**Available data**
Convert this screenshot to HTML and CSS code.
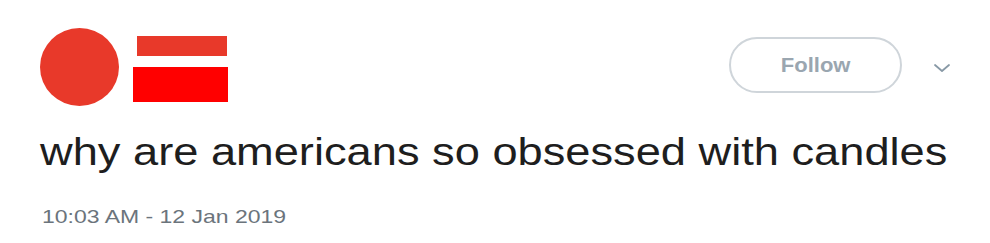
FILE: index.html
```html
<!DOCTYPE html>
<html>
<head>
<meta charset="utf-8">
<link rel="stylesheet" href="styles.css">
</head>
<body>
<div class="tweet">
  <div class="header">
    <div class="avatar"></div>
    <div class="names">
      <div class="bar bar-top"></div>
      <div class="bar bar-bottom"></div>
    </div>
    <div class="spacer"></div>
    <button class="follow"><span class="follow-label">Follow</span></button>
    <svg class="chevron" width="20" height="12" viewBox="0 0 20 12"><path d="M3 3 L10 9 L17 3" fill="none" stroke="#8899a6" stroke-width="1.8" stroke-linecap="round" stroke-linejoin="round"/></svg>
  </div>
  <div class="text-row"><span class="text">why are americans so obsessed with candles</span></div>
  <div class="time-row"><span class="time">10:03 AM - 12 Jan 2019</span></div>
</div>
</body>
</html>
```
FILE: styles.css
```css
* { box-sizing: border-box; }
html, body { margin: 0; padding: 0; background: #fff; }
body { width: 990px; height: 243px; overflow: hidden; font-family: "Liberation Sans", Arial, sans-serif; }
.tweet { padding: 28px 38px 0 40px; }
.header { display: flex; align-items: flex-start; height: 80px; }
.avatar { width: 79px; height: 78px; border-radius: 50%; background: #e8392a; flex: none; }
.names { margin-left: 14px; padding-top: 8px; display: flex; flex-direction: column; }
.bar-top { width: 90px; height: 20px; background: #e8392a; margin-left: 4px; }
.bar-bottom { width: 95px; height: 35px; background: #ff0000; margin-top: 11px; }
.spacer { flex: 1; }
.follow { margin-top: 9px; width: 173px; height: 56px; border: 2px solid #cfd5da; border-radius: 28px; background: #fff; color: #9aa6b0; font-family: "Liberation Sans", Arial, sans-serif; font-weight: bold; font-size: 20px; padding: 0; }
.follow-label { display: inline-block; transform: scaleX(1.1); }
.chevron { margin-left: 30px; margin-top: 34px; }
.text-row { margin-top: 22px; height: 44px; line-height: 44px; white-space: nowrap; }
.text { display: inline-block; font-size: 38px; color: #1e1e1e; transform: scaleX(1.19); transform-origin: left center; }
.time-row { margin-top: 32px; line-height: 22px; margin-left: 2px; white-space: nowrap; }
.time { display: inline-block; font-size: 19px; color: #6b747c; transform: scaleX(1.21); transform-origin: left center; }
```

**Set exercise**
Give back every line exactly as it stands, pictures excluded.

**Reply**
Convert this screenshot to HTML and CSS code.
FILE: index.html
```html
<!DOCTYPE html>
<html>
<head>
<meta charset="utf-8">
<link rel="stylesheet" href="styles.css">
</head>
<body>
<div class="tweet">
  <div class="header">
    <div class="avatar"></div>
    <div class="names">
      <div class="bar bar-top"></div>
      <div class="bar bar-bottom"></div>
    </div>
    <div class="spacer"></div>
    <button class="follow"><span class="follow-label">Follow</span></button>
    <svg class="chevron" width="20" height="12" viewBox="0 0 20 12"><path d="M3 3 L10 9 L17 3" fill="none" stroke="#8899a6" stroke-width="1.8" stroke-linecap="round" stroke-linejoin="round"/></svg>
  </div>
  <div class="text-row"><span class="text">why are americans so obsessed with candles</span></div>
  <div class="time-row"><span class="time">10:03 AM - 12 Jan 2019</span></div>
</div>
</body>
</html>
```
FILE: styles.css
```css
* { box-sizing: border-box; }
html, body { margin: 0; padding: 0; background: #fff; }
body { width: 990px; height: 243px; overflow: hidden; font-family: "Liberation Sans", Arial, sans-serif; }
.tweet { padding: 28px 38px 0 40px; }
.header { display: flex; align-items: flex-start; height: 80px; }
.avatar { width: 79px; height: 78px; border-radius: 50%; background: #e8392a; flex: none; }
.names { margin-left: 14px; padding-top: 8px; display: flex; flex-direction: column; }
.bar-top { width: 90px; height: 20px; background: #e8392a; margin-left: 4px; }
.bar-bottom { width: 95px; height: 35px; background: #ff0000; margin-top: 11px; }
.spacer { flex: 1; }
.follow { margin-top: 9px; width: 173px; height: 56px; border: 2px solid #cfd5da; border-radius: 28px; background: #fff; color: #9aa6b0; font-family: "Liberation Sans", Arial, sans-serif; font-weight: bold; font-size: 20px; padding: 0; }
.follow-label { display: inline-block; transform: scaleX(1.1); }
.chevron { margin-left: 30px; margin-top: 34px; }
.text-row { margin-top: 22px; height: 44px; line-height: 44px; white-space: nowrap; }
.text { display: inline-block; font-size: 38px; color: #1e1e1e; transform: scaleX(1.19); transform-origin: left center; }
.time-row { margin-top: 32px; line-height: 22px; margin-left: 2px; white-space: nowrap; }
.time { display: inline-block; font-size: 19px; color: #6b747c; transform: scaleX(1.21); transform-origin: left center; }
```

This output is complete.